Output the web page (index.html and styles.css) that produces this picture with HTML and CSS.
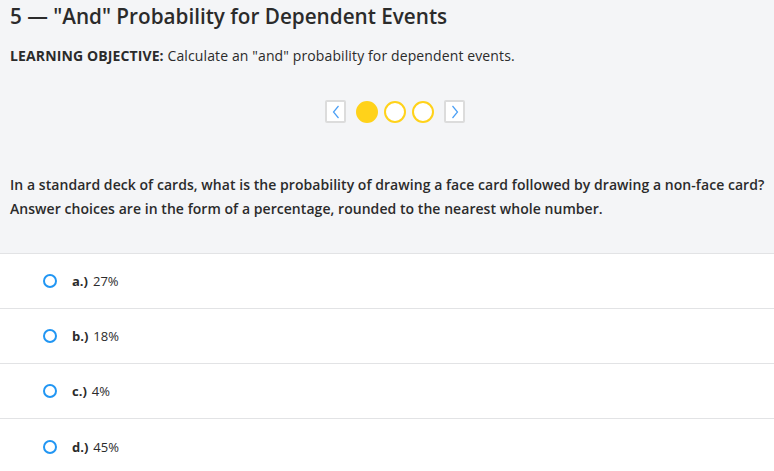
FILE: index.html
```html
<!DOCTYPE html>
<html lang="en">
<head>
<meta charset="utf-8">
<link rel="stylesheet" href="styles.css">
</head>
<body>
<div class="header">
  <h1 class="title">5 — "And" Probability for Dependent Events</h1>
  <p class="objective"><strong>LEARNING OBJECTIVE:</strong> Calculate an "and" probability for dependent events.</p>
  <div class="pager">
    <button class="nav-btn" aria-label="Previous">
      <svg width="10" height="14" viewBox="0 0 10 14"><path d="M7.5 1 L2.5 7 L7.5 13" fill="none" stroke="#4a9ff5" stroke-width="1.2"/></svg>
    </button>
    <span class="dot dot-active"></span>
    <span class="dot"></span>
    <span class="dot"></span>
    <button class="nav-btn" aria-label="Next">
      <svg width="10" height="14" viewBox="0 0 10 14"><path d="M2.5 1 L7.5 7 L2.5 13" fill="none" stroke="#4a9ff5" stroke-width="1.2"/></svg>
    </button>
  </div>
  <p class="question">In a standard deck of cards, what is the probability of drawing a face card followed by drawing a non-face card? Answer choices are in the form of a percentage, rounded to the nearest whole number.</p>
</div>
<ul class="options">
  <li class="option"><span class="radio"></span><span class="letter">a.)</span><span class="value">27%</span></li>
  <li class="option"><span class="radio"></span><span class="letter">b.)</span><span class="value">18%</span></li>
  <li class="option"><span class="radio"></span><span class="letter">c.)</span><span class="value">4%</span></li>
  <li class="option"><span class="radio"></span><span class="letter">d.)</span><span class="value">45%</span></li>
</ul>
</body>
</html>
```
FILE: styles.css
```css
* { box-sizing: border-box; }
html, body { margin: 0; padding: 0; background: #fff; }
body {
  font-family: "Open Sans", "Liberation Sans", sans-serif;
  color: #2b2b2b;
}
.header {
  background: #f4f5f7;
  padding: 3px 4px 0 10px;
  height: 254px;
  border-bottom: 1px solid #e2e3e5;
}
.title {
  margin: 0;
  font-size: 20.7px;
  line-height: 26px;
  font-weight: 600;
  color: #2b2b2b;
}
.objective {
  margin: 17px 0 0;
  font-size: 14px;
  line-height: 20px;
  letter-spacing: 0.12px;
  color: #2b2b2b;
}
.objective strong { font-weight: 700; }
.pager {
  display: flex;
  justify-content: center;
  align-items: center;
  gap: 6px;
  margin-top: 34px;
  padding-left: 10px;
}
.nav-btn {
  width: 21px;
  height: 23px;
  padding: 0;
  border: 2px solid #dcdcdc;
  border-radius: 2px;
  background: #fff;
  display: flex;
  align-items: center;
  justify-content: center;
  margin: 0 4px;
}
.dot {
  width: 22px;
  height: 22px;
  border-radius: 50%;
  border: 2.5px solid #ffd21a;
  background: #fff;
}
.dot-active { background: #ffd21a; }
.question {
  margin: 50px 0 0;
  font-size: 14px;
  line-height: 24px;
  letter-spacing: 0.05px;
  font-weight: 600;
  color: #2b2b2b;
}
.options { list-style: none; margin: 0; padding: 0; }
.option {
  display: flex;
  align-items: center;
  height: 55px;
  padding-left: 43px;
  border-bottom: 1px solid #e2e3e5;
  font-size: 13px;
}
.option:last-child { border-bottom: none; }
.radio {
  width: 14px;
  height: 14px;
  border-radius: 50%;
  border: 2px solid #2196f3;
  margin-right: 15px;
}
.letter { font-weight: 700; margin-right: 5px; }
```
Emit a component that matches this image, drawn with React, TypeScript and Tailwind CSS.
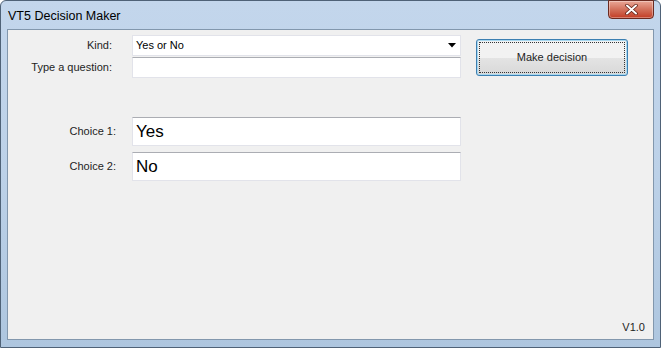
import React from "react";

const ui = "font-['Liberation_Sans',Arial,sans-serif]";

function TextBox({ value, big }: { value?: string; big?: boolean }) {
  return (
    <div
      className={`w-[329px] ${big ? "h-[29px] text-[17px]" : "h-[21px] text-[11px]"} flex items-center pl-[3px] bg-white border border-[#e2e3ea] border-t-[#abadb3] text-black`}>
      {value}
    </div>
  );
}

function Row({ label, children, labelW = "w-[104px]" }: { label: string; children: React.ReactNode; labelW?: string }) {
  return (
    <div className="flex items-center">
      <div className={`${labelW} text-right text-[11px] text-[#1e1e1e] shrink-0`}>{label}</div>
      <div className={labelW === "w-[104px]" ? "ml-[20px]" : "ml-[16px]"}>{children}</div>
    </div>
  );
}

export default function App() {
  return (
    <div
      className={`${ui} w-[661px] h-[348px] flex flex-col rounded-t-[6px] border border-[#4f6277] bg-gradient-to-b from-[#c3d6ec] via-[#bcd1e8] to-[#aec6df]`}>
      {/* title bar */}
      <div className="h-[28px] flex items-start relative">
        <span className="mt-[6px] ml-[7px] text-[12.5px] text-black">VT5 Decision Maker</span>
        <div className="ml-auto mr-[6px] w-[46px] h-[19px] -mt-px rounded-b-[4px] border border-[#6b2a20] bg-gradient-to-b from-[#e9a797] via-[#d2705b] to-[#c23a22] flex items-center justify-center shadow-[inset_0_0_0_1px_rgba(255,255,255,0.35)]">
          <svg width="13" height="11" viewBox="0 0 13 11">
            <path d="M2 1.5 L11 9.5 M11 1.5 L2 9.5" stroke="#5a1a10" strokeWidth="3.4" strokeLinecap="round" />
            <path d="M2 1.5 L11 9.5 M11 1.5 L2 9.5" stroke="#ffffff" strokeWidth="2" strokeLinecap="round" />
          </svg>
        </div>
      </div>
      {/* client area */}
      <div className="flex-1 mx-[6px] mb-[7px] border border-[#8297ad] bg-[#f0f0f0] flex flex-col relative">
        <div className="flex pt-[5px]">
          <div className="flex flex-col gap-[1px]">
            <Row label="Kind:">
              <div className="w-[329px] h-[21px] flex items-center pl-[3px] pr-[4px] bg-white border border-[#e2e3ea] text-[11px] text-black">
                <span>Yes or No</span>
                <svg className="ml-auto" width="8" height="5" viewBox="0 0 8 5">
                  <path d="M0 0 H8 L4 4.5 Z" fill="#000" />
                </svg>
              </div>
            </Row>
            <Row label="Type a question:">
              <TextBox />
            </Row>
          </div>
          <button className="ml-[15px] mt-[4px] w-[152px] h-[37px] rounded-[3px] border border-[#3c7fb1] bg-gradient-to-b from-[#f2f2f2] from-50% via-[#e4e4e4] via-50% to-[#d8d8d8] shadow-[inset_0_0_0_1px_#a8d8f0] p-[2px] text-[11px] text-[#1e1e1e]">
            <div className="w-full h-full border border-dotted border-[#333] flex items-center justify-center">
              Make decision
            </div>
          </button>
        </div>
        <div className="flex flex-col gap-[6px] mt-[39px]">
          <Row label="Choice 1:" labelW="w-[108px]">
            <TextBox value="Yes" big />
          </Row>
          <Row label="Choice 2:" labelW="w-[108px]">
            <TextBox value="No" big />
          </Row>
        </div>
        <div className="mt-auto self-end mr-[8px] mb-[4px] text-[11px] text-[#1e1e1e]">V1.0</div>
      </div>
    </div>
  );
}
● ● ● ● ● ● ●
▶ **Goal**: Omit the pictures. Output every record above word for word.

▶ **Solution to the problem**:
Output the web page (index.html and styles.css) that produces this picture with HTML and CSS.
FILE: index.html
```html
<!DOCTYPE html>
<html lang="en">
<head>
<meta charset="utf-8">
<link rel="stylesheet" href="styles.css">
</head>
<body>
<div class="header">
  <h1 class="title">5 — "And" Probability for Dependent Events</h1>
  <p class="objective"><strong>LEARNING OBJECTIVE:</strong> Calculate an "and" probability for dependent events.</p>
  <div class="pager">
    <button class="nav-btn" aria-label="Previous">
      <svg width="10" height="14" viewBox="0 0 10 14"><path d="M7.5 1 L2.5 7 L7.5 13" fill="none" stroke="#4a9ff5" stroke-width="1.2"/></svg>
    </button>
    <span class="dot dot-active"></span>
    <span class="dot"></span>
    <span class="dot"></span>
    <button class="nav-btn" aria-label="Next">
      <svg width="10" height="14" viewBox="0 0 10 14"><path d="M2.5 1 L7.5 7 L2.5 13" fill="none" stroke="#4a9ff5" stroke-width="1.2"/></svg>
    </button>
  </div>
  <p class="question">In a standard deck of cards, what is the probability of drawing a face card followed by drawing a non-face card? Answer choices are in the form of a percentage, rounded to the nearest whole number.</p>
</div>
<ul class="options">
  <li class="option"><span class="radio"></span><span class="letter">a.)</span><span class="value">27%</span></li>
  <li class="option"><span class="radio"></span><span class="letter">b.)</span><span class="value">18%</span></li>
  <li class="option"><span class="radio"></span><span class="letter">c.)</span><span class="value">4%</span></li>
  <li class="option"><span class="radio"></span><span class="letter">d.)</span><span class="value">45%</span></li>
</ul>
</body>
</html>
```
FILE: styles.css
```css
* { box-sizing: border-box; }
html, body { margin: 0; padding: 0; background: #fff; }
body {
  font-family: "Open Sans", "Liberation Sans", sans-serif;
  color: #2b2b2b;
}
.header {
  background: #f4f5f7;
  padding: 3px 4px 0 10px;
  height: 254px;
  border-bottom: 1px solid #e2e3e5;
}
.title {
  margin: 0;
  font-size: 20.7px;
  line-height: 26px;
  font-weight: 600;
  color: #2b2b2b;
}
.objective {
  margin: 17px 0 0;
  font-size: 14px;
  line-height: 20px;
  letter-spacing: 0.12px;
  color: #2b2b2b;
}
.objective strong { font-weight: 700; }
.pager {
  display: flex;
  justify-content: center;
  align-items: center;
  gap: 6px;
  margin-top: 34px;
  padding-left: 10px;
}
.nav-btn {
  width: 21px;
  height: 23px;
  padding: 0;
  border: 2px solid #dcdcdc;
  border-radius: 2px;
  background: #fff;
  display: flex;
  align-items: center;
  justify-content: center;
  margin: 0 4px;
}
.dot {
  width: 22px;
  height: 22px;
  border-radius: 50%;
  border: 2.5px solid #ffd21a;
  background: #fff;
}
.dot-active { background: #ffd21a; }
.question {
  margin: 50px 0 0;
  font-size: 14px;
  line-height: 24px;
  letter-spacing: 0.05px;
  font-weight: 600;
  color: #2b2b2b;
}
.options { list-style: none; margin: 0; padding: 0; }
.option {
  display: flex;
  align-items: center;
  height: 55px;
  padding-left: 43px;
  border-bottom: 1px solid #e2e3e5;
  font-size: 13px;
}
.option:last-child { border-bottom: none; }
.radio {
  width: 14px;
  height: 14px;
  border-radius: 50%;
  border: 2px solid #2196f3;
  margin-right: 15px;
}
.letter { font-weight: 700; margin-right: 5px; }
```
Emit a component that matches this image, drawn with React, TypeScript and Tailwind CSS.
import React from "react";

const ui = "font-['Liberation_Sans',Arial,sans-serif]";

function TextBox({ value, big }: { value?: string; big?: boolean }) {
  return (
    <div
      className={`w-[329px] ${big ? "h-[29px] text-[17px]" : "h-[21px] text-[11px]"} flex items-center pl-[3px] bg-white border border-[#e2e3ea] border-t-[#abadb3] text-black`}>
      {value}
    </div>
  );
}

function Row({ label, children, labelW = "w-[104px]" }: { label: string; children: React.ReactNode; labelW?: string }) {
  return (
    <div className="flex items-center">
      <div className={`${labelW} text-right text-[11px] text-[#1e1e1e] shrink-0`}>{label}</div>
      <div className={labelW === "w-[104px]" ? "ml-[20px]" : "ml-[16px]"}>{children}</div>
    </div>
  );
}

export default function App() {
  return (
    <div
      className={`${ui} w-[661px] h-[348px] flex flex-col rounded-t-[6px] border border-[#4f6277] bg-gradient-to-b from-[#c3d6ec] via-[#bcd1e8] to-[#aec6df]`}>
      {/* title bar */}
      <div className="h-[28px] flex items-start relative">
        <span className="mt-[6px] ml-[7px] text-[12.5px] text-black">VT5 Decision Maker</span>
        <div className="ml-auto mr-[6px] w-[46px] h-[19px] -mt-px rounded-b-[4px] border border-[#6b2a20] bg-gradient-to-b from-[#e9a797] via-[#d2705b] to-[#c23a22] flex items-center justify-center shadow-[inset_0_0_0_1px_rgba(255,255,255,0.35)]">
          <svg width="13" height="11" viewBox="0 0 13 11">
            <path d="M2 1.5 L11 9.5 M11 1.5 L2 9.5" stroke="#5a1a10" strokeWidth="3.4" strokeLinecap="round" />
            <path d="M2 1.5 L11 9.5 M11 1.5 L2 9.5" stroke="#ffffff" strokeWidth="2" strokeLinecap="round" />
          </svg>
        </div>
      </div>
      {/* client area */}
      <div className="flex-1 mx-[6px] mb-[7px] border border-[#8297ad] bg-[#f0f0f0] flex flex-col relative">
        <div className="flex pt-[5px]">
          <div className="flex flex-col gap-[1px]">
            <Row label="Kind:">
              <div className="w-[329px] h-[21px] flex items-center pl-[3px] pr-[4px] bg-white border border-[#e2e3ea] text-[11px] text-black">
                <span>Yes or No</span>
                <svg className="ml-auto" width="8" height="5" viewBox="0 0 8 5">
                  <path d="M0 0 H8 L4 4.5 Z" fill="#000" />
                </svg>
              </div>
            </Row>
            <Row label="Type a question:">
              <TextBox />
            </Row>
          </div>
          <button className="ml-[15px] mt-[4px] w-[152px] h-[37px] rounded-[3px] border border-[#3c7fb1] bg-gradient-to-b from-[#f2f2f2] from-50% via-[#e4e4e4] via-50% to-[#d8d8d8] shadow-[inset_0_0_0_1px_#a8d8f0] p-[2px] text-[11px] text-[#1e1e1e]">
            <div className="w-full h-full border border-dotted border-[#333] flex items-center justify-center">
              Make decision
            </div>
          </button>
        </div>
        <div className="flex flex-col gap-[6px] mt-[39px]">
          <Row label="Choice 1:" labelW="w-[108px]">
            <TextBox value="Yes" big />
          </Row>
          <Row label="Choice 2:" labelW="w-[108px]">
            <TextBox value="No" big />
          </Row>
        </div>
        <div className="mt-auto self-end mr-[8px] mb-[4px] text-[11px] text-[#1e1e1e]">V1.0</div>
      </div>
    </div>
  );
}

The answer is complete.